U.S. AIR FORCE ACADEMY, Colo. -- (U.S. Air Force photo/Adalyn Greene)
Adalyn Greene/U.S. Air Force Academy
Vice President Kamala Harris stands at the podium at the commencement of the Air Force Academy's 2024 graduation on May 30, 2024, at U.S. Air Force Academy, Colo. Harris began her remarks on a light note, then turned more somber as she highlighted generations of Air Force contributions.

“Last month, when Iran launched an unprecedented attack on Israel, it was our air and space forces that mounted an unprecedented defense along with our allies and partners,” she said. “More than 300 drones, cruise missiles and ballistic missiles were fired at Israel. And thanks to our airmen and guardians, 99 percent of those threats did not hit their target.”

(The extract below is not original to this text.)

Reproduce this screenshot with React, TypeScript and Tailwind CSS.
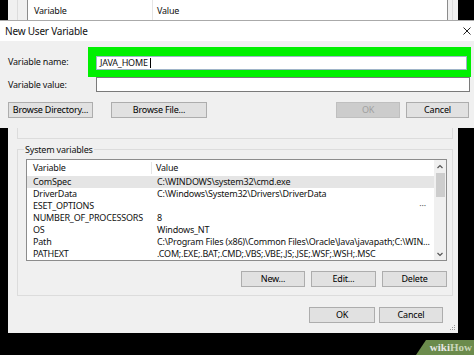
import React from 'react';

// System variables shown in the lower list
const sysVars: { name: string; value: string; more?: boolean }[] = [
  { name: 'ComSpec', value: 'C:\\WINDOWS\\system32\\cmd.exe' },
  { name: 'DriverData', value: 'C:\\Windows\\System32\\Drivers\\DriverData' },
  { name: 'ESET_OPTIONS', value: '', more: true },
  { name: 'NUMBER_OF_PROCESSORS', value: '8' },
  { name: 'OS', value: 'Windows_NT' },
  { name: 'Path', value: 'C:\\Program Files (x86)\\Common Files\\Oracle\\Java\\javapath;C:\\WIN...' },
  { name: 'PATHEXT', value: '.COM;.EXE;.BAT;.CMD;.VBS;.VBE;.JS;.JSE;.WSF;.WSH;.MSC' },
];

const Btn: React.FC<{ label: string; w: string; disabled?: boolean }> = ({ label, w, disabled }) => (
  <div
    className={
      disabled
        ? `${w} h-[16px] flex items-center justify-center whitespace-nowrap border border-[#bfbfbf] bg-[#cccccc] text-[#a0a0a0]`
        : `${w} h-[16px] flex items-center justify-center whitespace-nowrap border border-[#adadad] bg-[#e1e1e1] text-black`
    }
  >
    {label}
  </div>
);

const App: React.FC = () => {
  return (
    <div className="relative w-[474px] h-[355px] bg-black overflow-hidden font-['Noto_Sans',sans-serif] text-[9px] tracking-[-0.2px] text-[#111]">
      {/* Environment Variables window behind */}
      <div className="absolute left-[8px] top-0 w-[450px] h-[333px] bg-[#f0f0f0] flex flex-col">
        {/* user variables group (mostly hidden) */}
        <div className="ml-[9px] w-[436px] border-l border-r border-b border-[#dcdcdc] flex flex-col pb-[10px]">
          <div className="ml-[9px] w-[421px] h-[20px] bg-white border-l border-r border-[#8c8c8c] flex">
            <div className="w-[125px] pl-[6px] pt-[4px] border-r border-[#e5e5e5]">Variable</div>
            <div className="pl-[4px] pt-[4px]">Value</div>
          </div>
          <div className="mt-[92px] flex justify-end gap-[6px] pr-[6px]">
            <Btn label="New..." w="w-[65px]" />
            <Btn label="Edit..." w="w-[65px]" />
            <Btn label="Delete" w="w-[65px]" />
          </div>
        </div>

        {/* system variables group */}
        <div className="mt-[10px] ml-[9px] w-[436px] border border-[#dcdcdc] flex flex-col pb-[8px]">
          <div className="-mt-[7px] ml-[6px] w-fit px-[1px] bg-[#f0f0f0] leading-[13px]">System variables</div>
          <div className="mt-[3px] ml-[8px] w-[421px] h-[102px] bg-white border border-[#8c8c8c] flex overflow-hidden">
            <div className="flex-1 flex flex-col leading-[12px]">
              <div className="h-[17px] flex items-center">
                <div className="w-[125px] pl-[6px] border-r border-[#e5e5e5]">Variable</div>
                <div className="pl-[4px]">Value</div>
              </div>
              {sysVars.map((v, i) => (
                <div key={v.name} className={i === 0 ? 'h-[12.3px] flex items-center bg-[#e5e5e5]' : 'h-[12.3px] flex items-center'}>
                  <div className="w-[125px] pl-[6px] whitespace-nowrap">{v.name}</div>
                  <div className="pl-[5px] whitespace-nowrap flex-1">{v.value}</div>
                  {v.more && <div className="pr-[8px] text-[#666]">···</div>}
                </div>
              ))}
            </div>
            {/* scrollbar */}
            <div className="w-[12px] bg-[#f0f0f0] flex flex-col items-center">
              <svg width="8" height="10" viewBox="0 0 8 10" className="mt-[2px]">
                <path d="M1.5 6 L4 3.5 L6.5 6" stroke="#555" strokeWidth="1.2" fill="none" />
              </svg>
              <div className="mt-[1px] w-[9px] h-[24px] bg-[#cdcdcd]" />
              <div className="flex-1" />
              <svg width="8" height="10" viewBox="0 0 8 10" className="mb-[1px]">
                <path d="M1.5 4 L4 6.5 L6.5 4" stroke="#555" strokeWidth="1.2" fill="none" />
              </svg>
            </div>
          </div>
          <div className="mt-[10px] flex justify-end gap-[6px] pr-[5px]">
            <Btn label="New..." w="w-[64px]" />
            <Btn label="Edit..." w="w-[65px]" />
            <Btn label="Delete" w="w-[65px]" />
          </div>
        </div>

        {/* OK / Cancel */}
        <div className="mt-[11px] flex justify-end gap-[4px] pr-[15px]">
          <Btn label="OK" w="w-[66px]" />
          <Btn label="Cancel" w="w-[64px]" />
        </div>
        <div className="flex-1 flex items-end justify-end pr-[2px] pb-[2px]">
          <svg width="6" height="6" viewBox="0 0 6 6">
            <rect x="4" y="0" width="1" height="1" fill="#999" />
            <rect x="2" y="2" width="1" height="1" fill="#999" />
            <rect x="4" y="2" width="1" height="1" fill="#999" />
            <rect x="0" y="4" width="1" height="1" fill="#999" />
            <rect x="2" y="4" width="1" height="1" fill="#999" />
            <rect x="4" y="4" width="1" height="1" fill="#999" />
          </svg>
        </div>
      </div>

      {/* New User Variable dialog */}
      <div className="absolute left-0 top-[20px] w-[474px] h-[108px] flex flex-col border-t border-[#aaaaaa]">
        <div className="h-[20px] bg-white flex items-center justify-between pl-[5px] pr-[2px]">
          <span className="text-[10px]">New User Variable</span>
          <svg width="10" height="10" viewBox="0 0 10 10">
            <path d="M1.5 1.5 L8.5 8.5 M8.5 1.5 L1.5 8.5" stroke="#222" strokeWidth="1" />
          </svg>
        </div>
        <div className="flex-1 bg-[#f0f0f0] flex flex-col">
          <div className="mt-[6px] h-[30px] flex items-center">
            <div className="w-[88px] pl-[8px]">Variable name:</div>
            <div className="w-[383px] h-[30px] bg-[#00f000] pl-[8px] pr-[4px] pt-[9px] pb-[7px]">
              <div className="h-[14px] bg-white border border-[#9fb4c8] flex items-center pl-[3px]">
                JAVA_HOME<span className="ml-[2px] w-[1px] h-[10px] bg-black" />
              </div>
            </div>
          </div>
          <div className="h-[15px] flex items-center">
            <div className="w-[96px] pl-[8px]">Variable value:</div>
            <div className="w-[374px] h-[15px] bg-white border border-[#7a7a7a]" />
          </div>
          <div className="mt-[10px] flex pl-[8px] pr-[5px]">
            <Btn label="Browse Directory..." w="w-[85px]" />
            <div className="ml-[18px]">
              <Btn label="Browse File..." w="w-[96px]" />
            </div>
            <div className="flex-1" />
            <Btn label="OK" w="w-[64px]" disabled />
            <div className="ml-[6px]">
              <Btn label="Cancel" w="w-[63px]" />
            </div>
          </div>
        </div>
      </div>

      {/* wikiHow watermark */}
      <div className="absolute right-0 bottom-0 w-[58px] h-[15px] bg-[#6b8b4c] [clip-path:polygon(10px_0,100%_0,100%_100%,0_100%)] flex items-center justify-end pr-[2px] font-['Liberation_Serif',serif] font-bold text-[11px] tracking-normal leading-none">
        <span className="text-[#e6e6e6]">wiki</span>
        <span className="text-[#c9d6b8]">How</span>
      </div>
    </div>
  );
};

export default App;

Harris’ special guests for the ceremony were the family of Major LeRoy Homer, Jr., a USAFA graduate from the class of 1987 who died on September 11, 2001. Homer was in the cockpit of United Flight 93 when four terrorists attempted to hijack the plane. He and the flight’s passengers fought the attackers, and instead of being used as a missile, the jetliner crashed in a field in Western Pennsylvania, killing everyone on board.

This year’s graduates selected Homer as their class exemplar – a hero whose qualities they hope to embody. Harris closed her speech by honoring his memory and encouraging the young listeners whose lives were about to change.

“Looking out at these cadets, we know Major Homer's vision and his spirit lives on. And graduates, then finally, I will say: Wherever you go from here, you are ready. You all are ready,” Harris said. “You have the skills, you have the knowledge and the strength of character to meet any challenge. You are warriors. You have dedicated yourselves to the service of our nation. And America's security relies on you. I know you'll make our country proud.”

The degrees were then handed out. Raising their right hands, the newly minted second lieutenants took their collective oath of office. The Air Force and Space Force songs blared. And with the famed Thunderbirds squadron screaming by overhead, the class of 2024 tossed their caps in the air and erupted together one last time.

Trevor Cokley/U.S. Air Force Academy
Cadets of the graduating Class of 2024 celebrate after being dismissed by throwing their caps in the air as the Thunderbirds begin their flyover at Falcon Stadium on May 30, 2024, at U.S. Air Force Academy, Colo.